Stored dataset items:
--- START ---

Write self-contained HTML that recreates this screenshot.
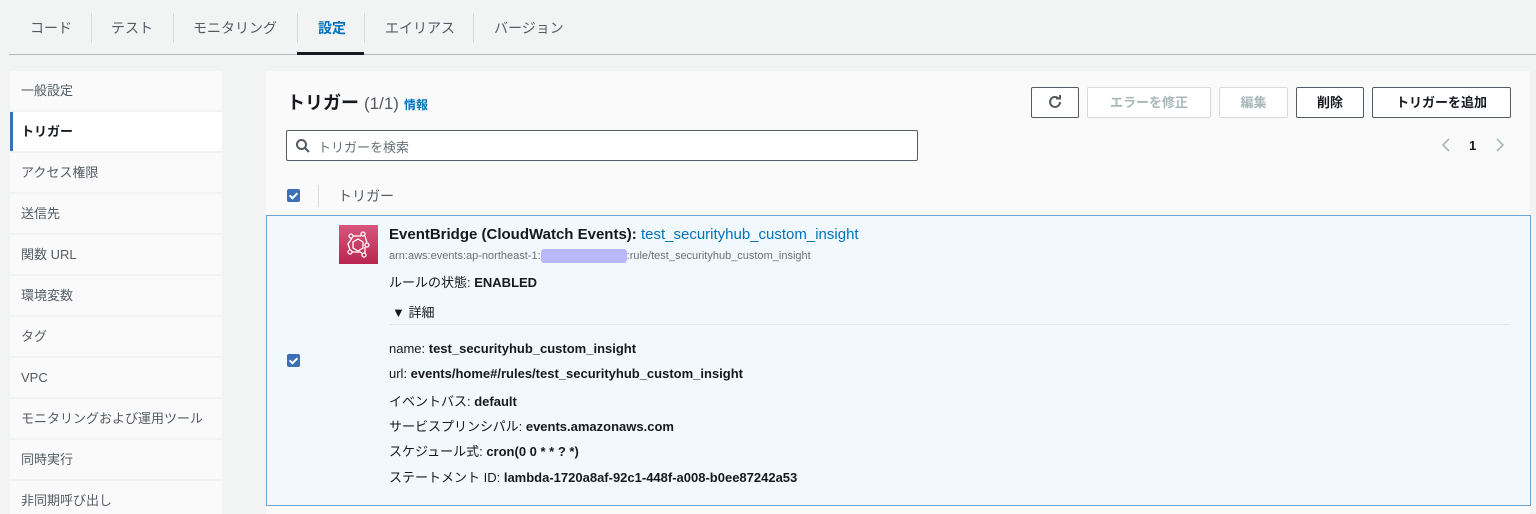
<!DOCTYPE html><html><head><meta charset="utf-8"><style>
*{box-sizing:border-box;margin:0;padding:0}
html,body{width:1536px;height:514px;overflow:hidden}
body{background:#f2f3f3;font-family:"Liberation Sans","Noto Sans CJK JP",sans-serif;color:#16191f;font-size:14px;position:relative}
.abs{position:absolute}
.tab{position:absolute;top:17px;font-size:14px;color:#545b64;height:22px;line-height:22px}
.sep{position:absolute;top:13px;width:1px;height:30px;background:#d5dbdb}
.si{position:absolute;left:10px;width:212px;height:39px;background:#fafafa;font-size:13px;color:#545b64;padding-left:11px;line-height:39px}
.btn{position:absolute;top:87px;height:31px;border:1px solid #545b64;border-radius:2px;background:#fff;font-size:13px;font-weight:bold;color:#545b64;text-align:center;line-height:29px}
.dis{border-color:#d5dbdb;color:#aab7b8}
.cb{position:absolute;width:13px;height:13px;background:#3b6fb6;border-radius:2px}
.cb:after{content:"";position:absolute;left:4px;top:1.5px;width:3px;height:6px;border:solid #fff;border-width:0 2px 2px 0;transform:rotate(45deg)}
.dl{position:absolute;left:389px;font-size:13px;color:#16191f}
.dl b{font-weight:bold}
</style></head><body>
<div class="tab" style="left:30px">コード</div><div class="sep" style="left:91px"></div>
<div class="tab" style="left:111px">テスト</div><div class="sep" style="left:173px"></div>
<div class="tab" style="left:193px">モニタリング</div><div class="sep" style="left:297px"></div>
<div class="tab" style="left:318px;color:#0073bb;font-weight:bold">設定</div><div class="sep" style="left:364px"></div>
<div class="tab" style="left:385px">エイリアス</div><div class="sep" style="left:473px"></div>
<div class="tab" style="left:494px">バージョン</div>
<div class="abs" style="left:9px;top:54px;width:1527px;height:1px;background:#b4b9b9"></div>
<div class="abs" style="left:297px;top:52px;width:67px;height:3px;background:#16191f"></div>

<div class="si" style="top:71px">一般設定</div>
<div class="si" style="top:112px;background:#fff;color:#16191f;font-weight:bold;border-left:3px solid #3b6fb6;padding-left:8px">トリガー</div>
<div class="si" style="top:153px">アクセス権限</div>
<div class="si" style="top:194px">送信先</div>
<div class="si" style="top:235px">関数 URL</div>
<div class="si" style="top:276px">環境変数</div>
<div class="si" style="top:317px">タグ</div>
<div class="si" style="top:358px">VPC</div>
<div class="si" style="top:399px">モニタリングおよび運用ツール</div>
<div class="si" style="top:440px">同時実行</div>
<div class="si" style="top:481px">非同期呼び出し</div>

<div class="abs" style="left:266px;top:71px;width:1264px;height:443px;background:#fafafa"></div>
<div class="abs" style="left:287px;top:89px;font-size:18px;font-weight:bold">トリガー <span style="font-weight:normal;color:#545b64;font-size:17px">(1/1)</span> <span style="font-size:12px;color:#0073bb;font-weight:bold">情報</span></div>
<div class="btn" style="left:1031px;width:48px"><svg width="16" height="16" viewBox="0 0 16 16" style="margin-top:6px"><path d="M13 8a5 5 0 1 1-1.6-3.7" fill="none" stroke="#545b64" stroke-width="2"/><path d="M9 4.5h4V1" fill="none" stroke="#545b64" stroke-width="2"/></svg></div>
<div class="btn dis" style="left:1087px;width:124px">エラーを修正</div>
<div class="btn dis" style="left:1219px;width:69px">編集</div>
<div class="btn" style="left:1296px;width:68px;color:#16191f">削除</div>
<div class="btn" style="left:1372px;width:139px;color:#16191f">トリガーを追加</div>
<div class="abs" style="left:286px;top:130px;width:632px;height:31px;border:1px solid #545b64;border-radius:2px;background:#fff"></div>
<svg class="abs" style="left:295px;top:138px" width="16" height="16"><circle cx="6.5" cy="6.5" r="4.5" fill="none" stroke="#545b64" stroke-width="2"/><path d="M10 10l4 4" stroke="#545b64" stroke-width="2"/></svg>
<div class="abs" style="left:318px;top:137px;font-size:13px;color:#687078">トリガーを検索</div>
<svg class="abs" style="left:1440px;top:137px" width="12" height="16"><path d="M9 2L3 8l6 6" fill="none" stroke="#aab7b8" stroke-width="1.6"/></svg>
<div class="abs" style="left:1469px;top:138px;font-size:13px;font-weight:bold">1</div>
<svg class="abs" style="left:1494px;top:137px" width="12" height="16"><path d="M3 2l6 6-6 6" fill="none" stroke="#aab7b8" stroke-width="1.6"/></svg>
<div class="cb" style="left:287px;top:189px"></div>
<div class="abs" style="left:318px;top:185px;width:1px;height:22px;background:#d5dbdb"></div>
<div class="abs" style="left:338px;top:186px;font-size:14px;color:#545b64">トリガー</div>

<div class="abs" style="left:266px;top:215px;width:1265px;height:291px;background:#f1f8fe;border:1px solid #6ea3cd"></div>
<div class="abs" style="left:339px;top:225px;width:39px;height:39px;background:linear-gradient(#d9567c,#b8264f)"><svg width="39" height="39" fill="none" stroke="#fff" stroke-width="1.3"><circle cx="12" cy="11" r="2"/><circle cx="24" cy="9" r="2"/><circle cx="28" cy="20" r="2"/><circle cx="11" cy="27" r="2"/><circle cx="25" cy="30" r="2"/><path d="M19 14l5 3v6l-5 3-5-3v-6z"/><path d="M14 11h8M26 11l2 7M13 13l-4 6 2 6M13 27h8l2 1M26 22v6"/></svg></div>
<div class="abs" style="left:389px;top:226px;font-size:15px"><b style="color:#16191f">EventBridge (CloudWatch Events):</b> <span style="color:#0073bb">test_securityhub_custom_insight</span></div>
<div class="abs" style="left:389px;top:249px;font-size:11px;color:#687078">arn:aws:events:ap-northeast-1:<span style="display:inline-block;width:86px;height:14px;background:#b8b8fa;border-radius:3px;vertical-align:middle"></span>:rule/test_securityhub_custom_insight</div>
<div class="dl" style="top:272px">ルールの状態: <b>ENABLED</b></div>
<div class="dl" style="top:302px;left:392px">▼ 詳細</div>
<div class="abs" style="left:389px;top:324px;width:1121px;height:1px;background:#e3e7ea"></div>
<div class="cb" style="left:287px;top:354px"></div>
<div class="dl" style="top:341px">name: <b>test_securityhub_custom_insight</b></div>
<div class="dl" style="top:366px">url: <b>events/home#/rules/test_securityhub_custom_insight</b></div>
<div class="dl" style="top:391px">イベントバス: <b>default</b></div>
<div class="dl" style="top:416px">サービスプリンシパル: <b>events.amazonaws.com</b></div>
<div class="dl" style="top:441px">スケジュール式: <b>cron(0 0 * * ? *)</b></div>
<div class="dl" style="top:467px">ステートメント ID: <b>lambda-1720a8af-92c1-448f-a008-b0ee87242a53</b></div>
</body></html>
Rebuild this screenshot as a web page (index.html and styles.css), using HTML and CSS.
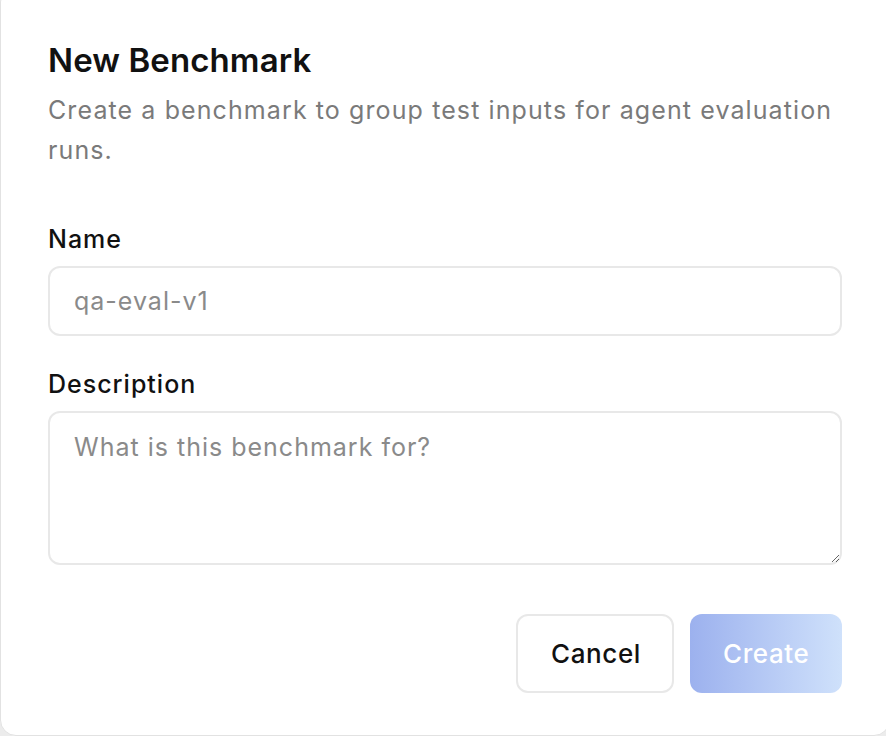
FILE: index.html
```html
<!DOCTYPE html>
<html lang="en">
<head>
<meta charset="UTF-8">
<title>New Benchmark</title>
<meta name="viewport" content="width=device-width,initial-scale=1">
<link rel="stylesheet" href="styles.css">
</head>
<body>
  <div class="dialog">
    <h2 class="dialog-title">New Benchmark</h2>
    <p class="dialog-desc">Create a benchmark to group test inputs for agent evaluation runs.</p>

    <form class="form">
      <label class="field">
        <span class="field-label">Name</span>
        <input class="input" type="text" placeholder="qa-eval-v1">
      </label>

      <label class="field">
        <span class="field-label">Description</span>
        <textarea class="input textarea" placeholder="What is this benchmark for?"></textarea>
      </label>

      <div class="actions">
        <button type="button" class="btn btn-ghost">Cancel</button>
        <button type="button" class="btn btn-primary" disabled>Create</button>
      </div>
    </form>
  </div>
</body>
</html>
```

FILE: styles.css
```css
:root{font-family:Inter,"Noto Sans",sans-serif;color:#111}
html,body{height:100%}
body{margin:0;background:#ececec;overflow:hidden}

/* ─────────── DIALOG ─────────── */
.dialog{box-sizing:border-box;width:890px;height:750px;margin-top:-14px;
        padding:53px 47px 0;background:#fff;border:1px solid #e2e2e2;
        border-radius:16px}
.dialog-title{margin:0;font-size:33px;line-height:40px;font-weight:600;
              letter-spacing:.1px}
.dialog-desc{margin:10px 0 0;font-size:25px;line-height:40px;color:#7a7a7a;
             letter-spacing:1.1px}

/* ─────────── FORM ─────────── */
.form{display:flex;flex-direction:column;margin-top:53px}
.field{display:flex;flex-direction:column;gap:11px}
.field + .field{margin-top:32px}
.field-label{font-size:25px;line-height:32px;font-weight:500;letter-spacing:1px}

.input{box-sizing:border-box;width:100%;height:70px;padding:0 24px;
       font:inherit;font-size:25px;letter-spacing:1px;color:#111;background:#fff;
       border:2px solid #e8e8e8;border-radius:12px;outline:none}
.input::placeholder{color:#8a8a8a}
.textarea{height:154px;padding:16px 24px;line-height:36px;resize:vertical}

/* ─────────── BUTTONS ─────────── */
.actions{display:flex;justify-content:flex-end;gap:16px;margin-top:49px}
.btn{box-sizing:border-box;height:79px;padding:0 33px;font:inherit;
     font-size:26px;font-weight:500;letter-spacing:.6px;border-radius:12px;
     cursor:pointer}
.btn-ghost{width:158px;background:#fff;color:#111;border:2px solid #e8e8e8}
.btn-primary{width:152px;color:#fff;border:none;
             background:linear-gradient(90deg,#9cb1ee,#cfe1fb)}
.btn-primary:disabled{cursor:not-allowed}
```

--- END ---

## [YOUR INSTRUCTIONS]
Select every line of the records holding the string "this".

## [PROBLEM SOLUTION]
Write self-contained HTML that recreates this screenshot.
Rebuild this screenshot as a web page (index.html and styles.css), using HTML and CSS.
        <textarea class="input textarea" placeholder="What is this benchmark for?"></textarea>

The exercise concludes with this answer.